The major portion of amendments in the provisions of the Civil Code regarding debt delegation introduced on the basis of Federal Law No.367-FZ as of December 21, 2013 took effect on July 01, 2014.
Entrepreneurs now have an opportunity to change a debtor in the obligation under a contract between a creditor and a new debtor (so-called imperfect delegation) according to Article 391 of the Civil Code of the Russian Federation.
Previously this was only possible by agreement between the original and the new debtors. Today, for example, a creditor can find a company that will repay the loan of a corporate debtor and enter into a contract therewith.
However, the law does not expressly require either to notify or to obtain consent of a previous debtor to imperfect delegation.
Thus, it seems as if a debtor may be unaware of the fact that it is no longer in debt.
What a nice surprise for a debtor! But is it really a surprise?
Here the first question arises whether one should inform or ask the original debtor for consent to replace it.
Having analysed the provisions of the Civil Code of the Russian Federation, one can reach a conclusion that notification of a debtor is essential. Firstly, this stems from the principle of good faith of business entities. Secondly, there is a clause contained in item 3 of Article 391 of the Civil Code stipulating the debtor’s right to waive its release from performance of the obligation. In case of failure to notify a debtor, the latter may exercise its right for such waiver.
The requirement to ask for a debtor’s consent in case of non-monetary debt is not explicitly prescribed by the law. However, this may be concluded on the basis of systematic interpretation thereof (more specifically, item 4 of Article 388 of the Civil Code of the Russian Federation is meant). A monetary debt does not allow to draw such a conclusion. Thus, technically, no permission is required in this case.

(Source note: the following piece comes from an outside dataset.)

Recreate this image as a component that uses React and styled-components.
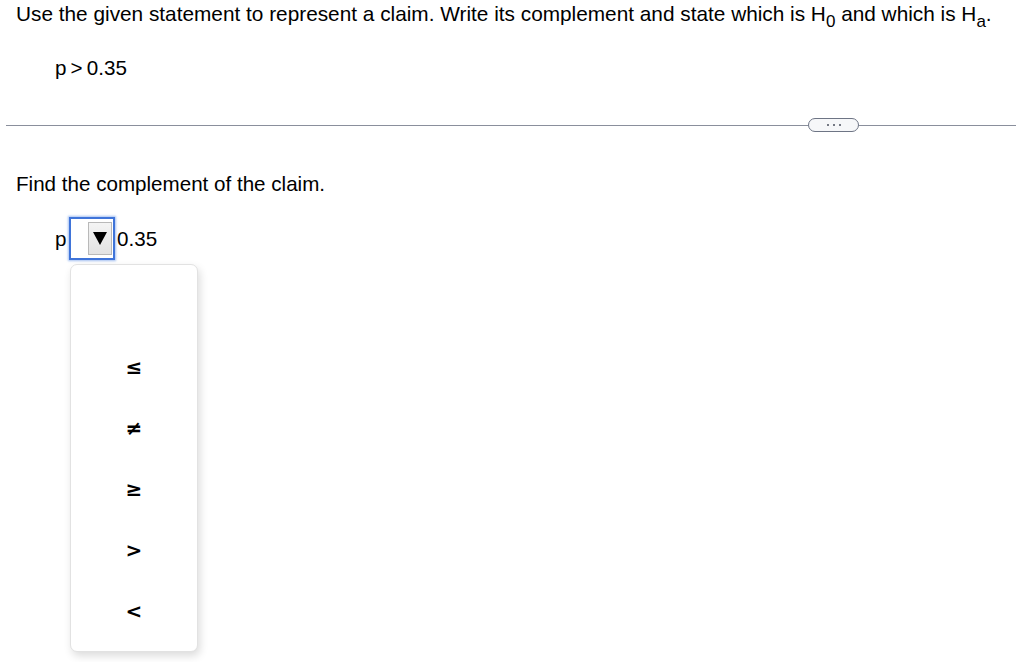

Nevertheless, it may happen that in the event of dispute a court will recognize the need to obtain a consent of the original debtor (for any kind of debt) based on the history of development of imperfect delegation provisions. In fact, it was pointed out in the Concept of Development of Civil Legislation of the Russian Federation that “…transactions regarding assumption of debt of another party by agreement with a creditor may be allowed, provided that they are carried out within the scope of entrepreneurial relations and obligatory consent of the original debtor is obtained”.
It can therefore be concluded that imperfect delegation suggests that the previous debtor is at least notified thereof.
To avoid subsequent challenging of a debt delegation transaction by a debtor, one had better inform the latter of the delegation in advance, and not post factum.
After all, the creditor’s person is sometimes significant for a debtor, and release from obligations is not always advantageous for the latter. Thus, a post-factum notice may be a surprise for a debtor, though an unpleasant one.
The most obvious example: a debtor may have a counterclaim against a creditor that it was ready to raise to be offset and only waited for the due date. After getting rid of the debt, the debtor also lost the set-off right. Thus, one should keep away from ‘surprises’.
Speaking of surprises:
It follows from item 3 of Article 391 that in case of imperfect delegation both previous and new debtors are jointly and severally or vicariously liable, if the original debtor is not released from performance of obligations. The last words suggest that one can enter into a contract, in circumvention of the prohibition on gift giving between commercial entities, under which a new debtor will gratuitously (without creation of claims against the previous debtor) assume the debt of another party. For example, a company X intending to gratuitously surprise a company Y will pay the debt for the goods of the latter to a creditor, thus releasing the debtor from the debt repayment obligation.
Therefore, the wording “release of a debtor from obligations” may seem to explicitly contradict Article 575 of the Civil Code of the Russian Federation (prohibiting gift giving between commercial entities) and indicate inconsistency thereof. However, that’s not the case.
Taking into account the prohibition on gift giving, a release from performance of obligations can only mean release in terms of creditor, i.e. debtor’s withdrawal from the obligations, as in ordinary debt delegation.
This is confirmed by paragraph 2 of item 3 of Article 391, stipulating that creditor rights are transferred to the debtor that fulfilled the obligations.
Thus, as a result of imperfect delegation, creditor rights to demand fulfilment of obligations are transferred to the new debtor, while the former debtor will still be obliged to repay the debt, however, not to the original, but to the new creditor (a debtor that satisfied its obligations).
Here there is no surprise either.
Still, a creditor has an opportunity to surprise a debtor, albeit in an unpleasant way.
Even if parties provide for a prohibition to assign claims against the debtor in a contract (e.g. loan agreement), a creditor is still able to make a contract for imperfect delegation resulting in similar consequences for a debtor, as in case of assignment: the debtor will owe to a new creditor.
In the end economic effect of the assignment will be achieved, and the previous debtor will only be able to refer to misuse of the right on the part of the creditor and argue sham nature of the transaction.
If a debtor is concerned about such a scenario, a clause may be suggested in a contract prohibiting, apart from assignment of claims, imperfect delegation. Thus, it may be concluded that new delegation rules do not allow to spring a surprise on a debtor!